Show, don’t tell, says every writing instructor I’ve ever met. Taste and see, says the Psalmist. Abruptly, immersed in music and sleepiness and grace, I wonder if God evokes as well as dictates his love. For weeks now, I’ve studied the Incarnation. I finished my doctrine project on the train this morning, thank you very much. My mind is crammed with theological points about the embodied Word that speaks in the tiniest particular of human physicality and experience, that narrates itself to us in touch and taste and sound and sense. But my mind and body have been in ceaseless, unseeing movement; I have been too busy with outlining the Incarnation to experience it.
Yesterday, I had an hour of panic over many things. I fretted. I squirmed. And wondered why I couldn’t gain center again.

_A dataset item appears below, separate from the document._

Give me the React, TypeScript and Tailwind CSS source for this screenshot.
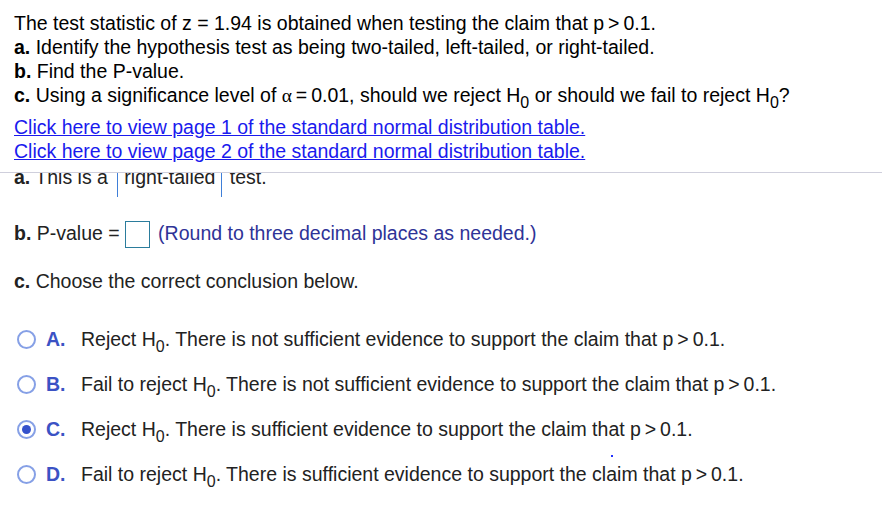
import React from 'react';

const Sub = ({ children }: { children: React.ReactNode }) => (
  <span className="relative top-[6px] text-[16px] leading-none">{children}</span>
);

const H0 = () => (
  <>
    H<Sub>0</Sub>
  </>
);

type Choice = {
  letter: string;
  lead: string;
  rest: string;
  picked?: boolean;
};

const choices: Choice[] = [
  { letter: 'A.', lead: 'Reject', rest: 'There is not sufficient evidence to support the claim that p\u2009>\u20090.1.' },
  { letter: 'B.', lead: 'Fail to reject', rest: 'There is not sufficient evidence to support the claim that p\u2009>\u20090.1.' },
  { letter: 'C.', lead: 'Reject', rest: 'There is sufficient evidence to support the claim that p\u2009>\u20090.1.', picked: true },
  { letter: 'D.', lead: 'Fail to reject', rest: 'There is sufficient evidence to support the claim that p\u2009>\u20090.1.' },
];

const Radio = ({ picked }: { picked?: boolean }) => (
  <span className="w-[19px] h-[19px] rounded-full border-2 border-[#86a0e6] bg-white flex items-center justify-center shrink-0">
    {picked && <span className="w-[9px] h-[9px] rounded-full bg-[#3552cc]" />}
  </span>
);

const App = () => {
  return (
    <div className="relative w-[882px] h-[516px] bg-white overflow-hidden font-['Liberation_Sans',Arial,sans-serif] text-[19.5px] text-black">
      {/* question */}
      <div className="px-[14px] pt-[11px] leading-[24px]">
        <p>The test statistic of z = 1.94 is obtained when testing the claim that p&thinsp;&gt;&thinsp;0.1.</p>
        <p>
          <b>a.</b> Identify the hypothesis test as being two-tailed, left-tailed, or right-tailed.
        </p>
        <p>
          <b>b.</b> Find the P-value.
        </p>
        <p>
          <b>c.</b> Using a significance level of{' '}
          <span className="font-['Liberation_Serif',serif]">α</span>&thinsp;=&thinsp;0.01, should we reject <H0 /> or should we fail to reject <H0 />?
        </p>
        <div className="mt-[7px] flex flex-col items-start">
          <a className="text-[#1a1aee] underline">Click here to view page 1 of the standard normal distribution table.</a>
          <a className="text-[#1a1aee] underline">Click here to view page 2 of the standard normal distribution table.</a>
        </div>
      </div>

      <div className="mt-[9px] border-t border-[#cfcfdc]" />

      {/* answer area, scrolled a little */}
      <div className="h-[24px] overflow-hidden text-[#222]">
        <div className="mt-[-11px] px-[14px] leading-[24px] whitespace-nowrap">
          <b>a.</b> This is a{' '}
          <span className="ml-[4px] mr-[2px] inline-block border border-[#3f7fd8] px-[6px] pt-[2px] pb-[11px] leading-[24px]">right-tailed</span>{' '}
          test.
        </div>
      </div>

      <div className="mt-[24px] px-[14px] flex items-center h-[26px] text-[#222] whitespace-nowrap">
        <span>
          <b>b.</b> P-value =&nbsp;
        </span>
        <span className="w-[25px] h-[27px] border border-[#2b7c9c]" />
        <span className="ml-[8px] text-[#2e3397]">(Round to three decimal places as needed.)</span>
      </div>

      <p className="mt-[22px] px-[14px] leading-[24px] text-[#222]">
        <b>c.</b> Choose the correct conclusion below.
      </p>

      <div className="mt-[24px] flex flex-col">
        {choices.map((c) => (
          <div key={c.letter} className="h-[45px] flex items-center pl-[17px] text-[#222] whitespace-nowrap">
            <Radio picked={c.picked} />
            <span className="ml-[10px] w-[35px] font-bold text-[#3b52c4]">{c.letter}</span>
            <span>
              {c.lead} <H0 />. {c.rest}
            </span>
          </div>
        ))}
      </div>

      <span className="absolute left-[611px] top-[455px] w-[2px] h-[2px] bg-[#2030ff]" />
    </div>
  );
};

export default App;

Stop and taste. Halt and see.
I stood at the sink tonight, beloved souls near me, the water hot and gentle on my hands. food in my stomach, a tender, pink sky fading out the window, music, that music like air in my lungs, and in my weariness, I stopped. I tasted and saw. I savored every sense as it tingled with given life, even felt the heavy, rich exhaustion of the moment. And I saw.
This Word of ours, he’s not just making beauty as a background, he’s using all the world to tell his story…
A man should hear a little music, read a little poetry, and see a fine picture every day of his life, in order that worldly cares may not obliterate the sense of the beautiful which God has implanted in the human soul.